Friday, July 3, 2009

Tilson Talks Mortgage Default

How do you determine which financial sector company will survive at the end of the day?

Basically, we analyze their balance sheet and try to come up with a range of estimates for the likely losses that they are going to take. And we think the losses are going to be huge in general, so our numbers tend to be much more bearish than most Wall Street analysts', for example. Then we compare that to the equity, the loss reserves and--very importantly--the earnings power of the business, and we try and find situations ... in most cases they either have to have the balance sheet strength or the earnings power to earn their way out of trouble.

And then, assuming that we think that they can make it through the period of losses that we anticipate for the next two years, we then look to see, you know, what's the normalized earning power of this company, you know, three or four years from now. When they get back to a more normal level, then we put a multiple on that, and we try to put a value on what the stock will be worth when it comes back to "normal."

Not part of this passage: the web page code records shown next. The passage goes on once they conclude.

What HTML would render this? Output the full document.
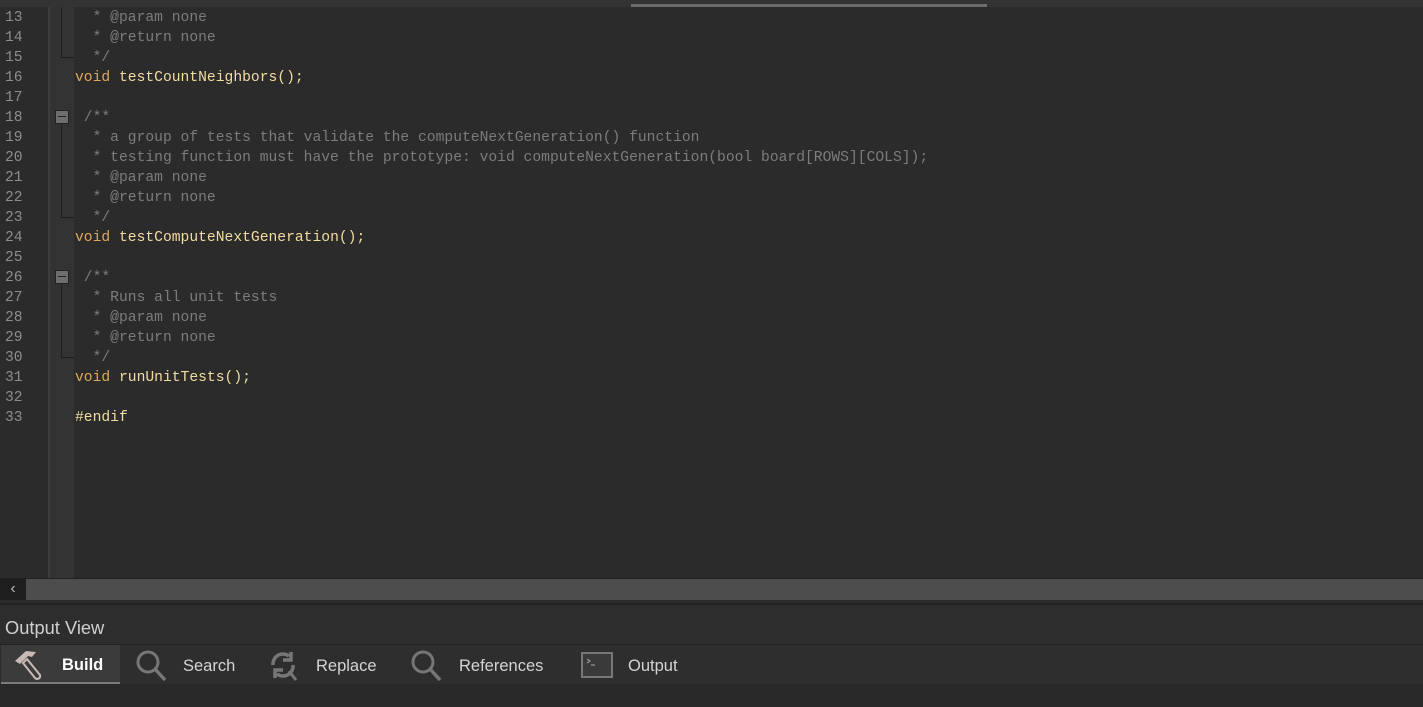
<!DOCTYPE html>
<html><head><style>
*{margin:0;padding:0;box-sizing:border-box}
body{width:1423px;height:707px;background:#2b2b2b;overflow:hidden;position:relative;font-family:"Liberation Sans",sans-serif}
.top{position:absolute;left:0;top:0;width:1423px;height:7px;background:#333}
.thumb{position:absolute;left:631px;top:4px;width:356px;height:3px;background:#6b6b6b}
.gut{position:absolute;left:0;top:7px;width:48px;height:571px;background:#2b2b2b}
.stripe{position:absolute;left:48px;top:7px;width:2px;height:571px;background:#3d3d3d}
.fold{position:absolute;left:50px;top:7px;width:24px;height:571px;background:#333}
.ln{position:absolute;left:5px;font:14.67px/20px "Liberation Mono",monospace;color:#8d8d8d}
.code{position:absolute;left:75px;font:14.67px/20px "Liberation Mono",monospace;color:#d8d8d8;white-space:pre}
.c{color:#7c7c7c}.k{color:#e0a85a}.f{color:#f3dca0}
.fb{position:absolute;left:55px;width:14px;height:14px;background:#6e6e6e;border:1px solid #222}
.fb:after{content:"";position:absolute;left:2px;top:5px;width:8px;height:1px;background:#222}
.fl{position:absolute;left:61px;width:1px;background:#1e1e1e}
.fe{position:absolute;left:61px;width:13px;height:1px;background:#1e1e1e}
.hs{position:absolute;left:0;top:578px;width:1423px;height:22px;background:#4d4d4d;border-top:1px solid #222}
.hb{position:absolute;left:0;top:578px;width:26px;height:22px;background:#1e1e1e;color:#bbb;font-size:16px;line-height:22px;text-align:center}
.pan{position:absolute;left:0;top:603px;width:1423px;height:104px;background:#2d2d2d;border-top:2px solid #222}
.ov{position:absolute;left:5px;top:617px;font-size:18.3px;color:#d0d0d0}
.tabs{position:absolute;left:0;top:644px;width:1423px;height:40px;background:#2e2e2e;border-top:1px solid #222}
.bot{position:absolute;left:0;top:684px;width:1423px;height:23px;background:#282828}
.tab{position:absolute;top:1px;height:40px;line-height:40px;font-size:16.5px;color:#d4d4d4}
.act{left:1px;top:0;width:119px;background:#3b3b3b;border-bottom:3px solid #7a7a7a;font-weight:bold;color:#fff}
svg{position:absolute}
</style></head><body>
<div class="top"><div class="thumb"></div></div>
<div class="gut"></div><div class="stripe"></div><div class="fold"></div>
<div class="ln" style="top:8px">13<br>14<br>15<br>16<br>17<br>18<br>19<br>20<br>21<br>22<br>23<br>24<br>25<br>26<br>27<br>28<br>29<br>30<br>31<br>32<br>33</div>
<div class="fl" style="top:7px;height:50px"></div><div class="fe" style="top:57px"></div>
<div class="fb" style="top:110px"></div><div class="fl" style="top:124px;height:93px"></div><div class="fe" style="top:217px"></div>
<div class="fb" style="top:270px"></div><div class="fl" style="top:284px;height:73px"></div><div class="fe" style="top:357px"></div>
<div class="code" style="top:8px"><span class="c">  * @param none
  * @return none
  */</span>
<span class="k">void</span> <span class="f">testCountNeighbors();</span>

<span class="c"> /**
  * a group of tests that validate the computeNextGeneration() function
  * testing function must have the prototype: void computeNextGeneration(bool board[ROWS][COLS]);
  * @param none
  * @return none
  */</span>
<span class="k">void</span> <span class="f">testComputeNextGeneration();</span>

<span class="c"> /**
  * Runs all unit tests
  * @param none
  * @return none
  */</span>
<span class="k">void</span> <span class="f">runUnitTests();</span>

<span class="f">#endif</span></div>
<div class="hs"></div><div class="hb">&#8249;</div>
<div class="pan"></div>
<div class="ov">Output View</div>
<div class="tabs">
<div class="tab act"><span style="position:absolute;left:61px">Build</span>
<svg style="left:12px;top:3px" width="36" height="34" viewBox="0 0 36 34"><path d="M2 13 L13 3 L23 4 L19 9 L15 8 L7 16 Z" fill="#c8bab4"/><path d="M14 11 L27 27 a3 3 0 0 1 -5 3 L10 15 Z" fill="none" stroke="#c8bab4" stroke-width="2"/></svg></div>
<svg style="left:135px;top:4px" width="36" height="34" viewBox="0 0 36 34"><circle cx="13" cy="13" r="10" fill="none" stroke="#777" stroke-width="3"/><path d="M20 20 L30 31" stroke="#777" stroke-width="3.5"/></svg>
<div class="tab" style="left:183px">Search</div>
<svg style="left:267px;top:4px" width="36" height="34" viewBox="0 0 36 34"><path d="M6 16 A10 10 0 0 1 22 7 M24 3 L24 11 L16 11" fill="none" stroke="#777" stroke-width="3.5"/><path d="M26 16 A10 10 0 0 1 10 25 M8 29 L8 21 L16 21" fill="none" stroke="#777" stroke-width="3.5"/><path d="M22 22 L29 31" stroke="#777" stroke-width="3"/></svg>
<div class="tab" style="left:316px">Replace</div>
<svg style="left:410px;top:4px" width="36" height="34" viewBox="0 0 36 34"><circle cx="13" cy="13" r="10" fill="none" stroke="#777" stroke-width="3"/><path d="M20 20 L30 31" stroke="#777" stroke-width="3.5"/></svg>
<div class="tab" style="left:459px">References</div>
<svg style="left:581px;top:7px" width="32" height="26" viewBox="0 0 32 26"><rect x="1" y="1" width="30" height="24" fill="#3a3a3a" stroke="#777" stroke-width="2"/><path d="M6 7 L9 9 L6 11 M10 13 H14" stroke="#aaa" stroke-width="1" fill="none"/></svg>
<div class="tab" style="left:628px">Output</div>
</div>
<div class="bot"></div>
</body></html>
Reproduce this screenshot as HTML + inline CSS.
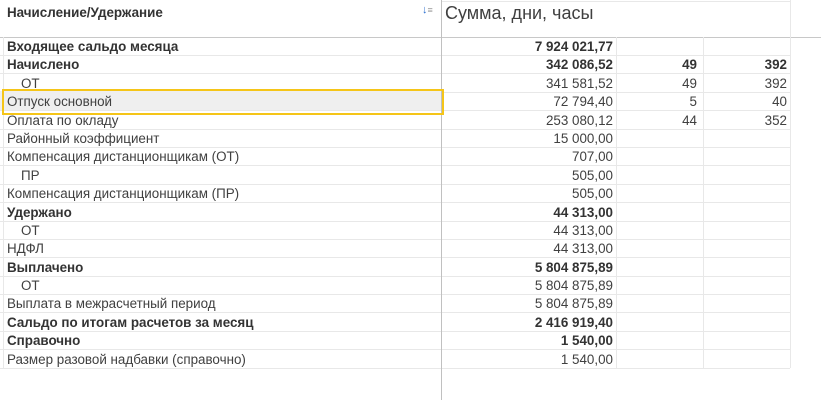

We wrote a book with an entire chapter on Wells Fargo ( WFC - news - people ) and an entire chapter on American Express ( AXP - news - people ), which are two good examples of companies that we think are going to face hideous losses and do not currently have enough equity and loss reserves on the their balance sheet to cover all of the losses, which is why many people are short those stocks. We are long [on] them, because what we think the bears are missing is--in these two particular companies--is the earning power of these two businesses. Wells Fargo and American Express are earning a lot of money, and they can use those earnings to offset losses. So we think basically that there a few blue chip companies, Wells Fargo and American Express being the two that we own, that will be able to earn their way out, outrun their losses because of their high earnings, and we think both of them are $50 stocks in the normal environment, and so we bought a lot of them at $10, we sold half our position at $25, but we continue to hold them at today's levels.